Carlos Beltran, OF/DH
Carlos Beltran is going to turn 40 years old next season. He has already publicly stated that he has no plans to retire and would like to stay a Texas Ranger. The switch-hitter did have one solid season. Beltran hit an impressive .295, with an even more impressive .850 OPS. He raked in 29 homers and 93 RBIs. Beltran started the majority of his games at the DH position, filling a gap left by the retiring of Prince Fielder.
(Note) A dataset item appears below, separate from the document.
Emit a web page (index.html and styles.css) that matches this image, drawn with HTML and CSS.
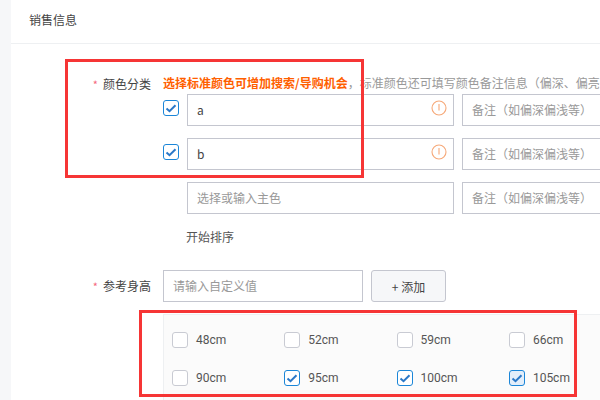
FILE: index.html
```html
<!DOCTYPE html>
<html lang="zh">
<head>
<meta charset="utf-8">
<title>销售信息</title>
<link rel="stylesheet" href="styles.css">
</head>
<body>
<div class="page">
  <aside class="gutter"></aside>
  <main class="card">
    <header class="card-head">销售信息</header>
    <section class="form">
      <div class="row color-row">
        <div class="label"><span class="star">*</span>颜色分类</div>
        <div class="field">
          <div class="hint"><b>选择标准颜色可增加搜索/导购机会</b>，标准颜色还可填写颜色备注信息（偏深、偏亮等）</div>
          <div class="color-line">
            <span class="check on lift"><svg viewBox="0 0 14 14"><path d="M2.5 7.5 5.5 10.2 11.5 4.2"/></svg></span>
            <div class="input main-color"><span class="val">a</span>
              <svg class="info" viewBox="0 0 16 16"><circle cx="8" cy="8" r="7"/><path d="M8 4v6.5"/></svg>
            </div>
            <div class="input note ph">备注（如偏深偏浅等）</div>
          </div>
          <div class="color-line">
            <span class="check on lift"><svg viewBox="0 0 14 14"><path d="M2.5 7.5 5.5 10.2 11.5 4.2"/></svg></span>
            <div class="input main-color"><span class="val">b</span>
              <svg class="info" viewBox="0 0 16 16"><circle cx="8" cy="8" r="7"/><path d="M8 4v6.5"/></svg>
            </div>
            <div class="input note ph">备注（如偏深偏浅等）</div>
          </div>
          <div class="color-line">
            <span class="check-space"></span>
            <div class="input main-color ph">选择或输入主色</div>
            <div class="input note ph">备注（如偏深偏浅等）</div>
          </div>
          <div class="sort">开始排序</div>
        </div>
      </div>
      <div class="row size-row">
        <div class="label"><span class="star">*</span>参考身高</div>
        <div class="field">
          <div class="add-line">
            <div class="input custom ph">请输入自定义值</div>
            <div class="add-btn">+ 添加</div>
          </div>
          <div class="panel">
            <label class="opt"><span class="check"></span>48cm</label>
            <label class="opt"><span class="check"></span>52cm</label>
            <label class="opt"><span class="check"></span>59cm</label>
            <label class="opt"><span class="check"></span>66cm</label>
            <label class="opt"><span class="check"></span>90cm</label>
            <label class="opt"><span class="check on"><svg viewBox="0 0 14 14"><path d="M2.5 7.5 5.5 10.2 11.5 4.2"/></svg></span>95cm</label>
            <label class="opt"><span class="check on"><svg viewBox="0 0 14 14"><path d="M2.5 7.5 5.5 10.2 11.5 4.2"/></svg></span>100cm</label>
            <label class="opt"><span class="check on tint"><svg viewBox="0 0 14 14"><path d="M2.5 7.5 5.5 10.2 11.5 4.2"/></svg></span>105cm</label>
          </div>
        </div>
      </div>
    </section>
  </main>
  <div class="mark mark-a"></div>
  <div class="mark mark-b"></div>
</div>
</body>
</html>
```
FILE: styles.css
```css
* { box-sizing: border-box; }
html, body { margin: 0; padding: 0; }
body {
  font-family: "Noto Sans CJK SC", "Noto Sans", sans-serif;
  font-size: 12px;
  color: #333;
  background: #fff;
}
.page {
  position: relative;
  display: flex;
  width: 600px;
  height: 400px;
  overflow: hidden;
}
.gutter { flex: 0 0 11px; background: #f6f7f9; }
.card { flex: 1 1 auto; min-width: 0; background: #fff; }
.card-head {
  height: 44px;
  padding: 0 0 5px 18px;
  display: flex;
  align-items: center;
  border-bottom: 1px solid #eef0f2;
  color: #444;
}
.form { padding-top: 30px; }
.row { display: flex; }
.label {
  flex: 0 0 140px;
  text-align: right;
  line-height: 20px;
  color: #444;
}
.star { color: #f5677d; margin-right: 5px; font-size: 11px; }
.field { margin-left: 12px; flex: 0 0 auto; }
.hint {
  height: 20px;
  line-height: 18px;
  white-space: nowrap;
  color: #999;
  width: 437px;
  overflow: hidden;
}
.hint b { color: #ff6000; font-weight: 700; }
.color-line { display: flex; align-items: center; gap: 8px; margin-bottom: 12px; width: 460px; }
.check {
  flex: 0 0 16px;
  width: 16px;
  height: 16px;
  border: 1px solid #c9cbd3;
  border-radius: 3px;
  background: #fff;
  display: block;
}
.check.on { border-color: #1b86d8; }
.check.lift { margin-top: -4px; }
.check.tint { background: #e3eefa; }
.check svg { display: block; width: 14px; height: 14px; fill: none; stroke: #2a78c8; stroke-width: 2; }
.check-space { flex: 0 0 16px; }
.input {
  height: 32px;
  border: 1px solid #c4c6cf;
  background: #fff;
  padding: 0 9px 2px;
  display: flex;
  align-items: center;
  white-space: nowrap;
  flex: none;
}
.ph { color: #999; }
.val { color: #444; }
.main-color { width: 267px; justify-content: space-between; padding-right: 6px; }
.note { width: 145px; }
.info { width: 16px; height: 16px; margin-top: -2px; fill: none; stroke: #f6a878; stroke-width: 1.1; }
.sort { margin: 14px 0 0 23px; height: 18px; line-height: 18px; color: #555; }
.size-row { margin-top: 24px; }
.size-row .label { line-height: 31px; }
.add-line { display: flex; gap: 8px; margin-left: 0; }
.custom { width: 200px; }
.add-btn {
  width: 75px;
  height: 32px;
  border: 1px solid #c4c6cf;
  border-radius: 3px;
  background: #f6f7f9;
  color: #444;
  display: flex;
  align-items: center;
  justify-content: center;
}
.panel {
  width: 437px;
  margin-top: 12px;
  padding: 17px 0 0 8px;
  height: 86px;
  background: #fbfbfb;
  border-top: 1px solid #eef0f2;
  border-left: 1px solid #eef0f2;
  display: grid;
  grid-template-columns: repeat(4, 112.3px);
  grid-auto-rows: 38px;
  font-family: Roboto, "Noto Sans", sans-serif;
  color: #555;
}
.opt { display: flex; align-items: flex-start; gap: 8px; line-height: 16px; }
.mark { position: absolute; border: 3px solid #f63535; pointer-events: none; }
.mark-a { left: 65px; top: 59px; width: 299px; height: 119px; }
.mark-b { left: 139px; top: 310px; width: 438px; height: 87px; }
```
While his season was highly productive, he’s going to turn 40. That age hasn’t stopped David Ortiz from giving the Boston Red Sox one stellar season, but can Beltran be as good as Ortiz? Can the Texas Rangers bank on him having a repeat of the 2016 season? If the club can get him for much less than the $15 million he earned in 2016, it may be worth a shot. This should also be contingent on the fate of Shin-Soo Choo. If the club can’t get rid of Choo’s hefty contract, he should take the DH position. That would leave Beltran looking for another club. If another home for Choo can be found, Beltran could sit nicely at the designated hitter position.
Carlos Gomez, OF
For the right price, Carlos Gomez should stay a Texas Ranger. The club was essentially a fresh start for the 30-year-old outfielder. He had a rough season, starting out with the Houston Astros, but was rejuvenated when he joined the Rangers. He hit .284 with eight home runs, in just 33 games with Texas. After joining the club late in the season, he showed off some spectacular defensive plays. Even in the short postseason run that the Rangers had, Gomez looked impressive in the outfield.
He cost $507,500 in 2016, and it would be reasonable to give him around that for 2017. If the club can net him for less than the $507,500, then it’s worth the signing. With Nomar Mazara and Shin-Soo Choo likely to lock down outfield positions, Gomez could be an inexpensive way to finish out the deep field.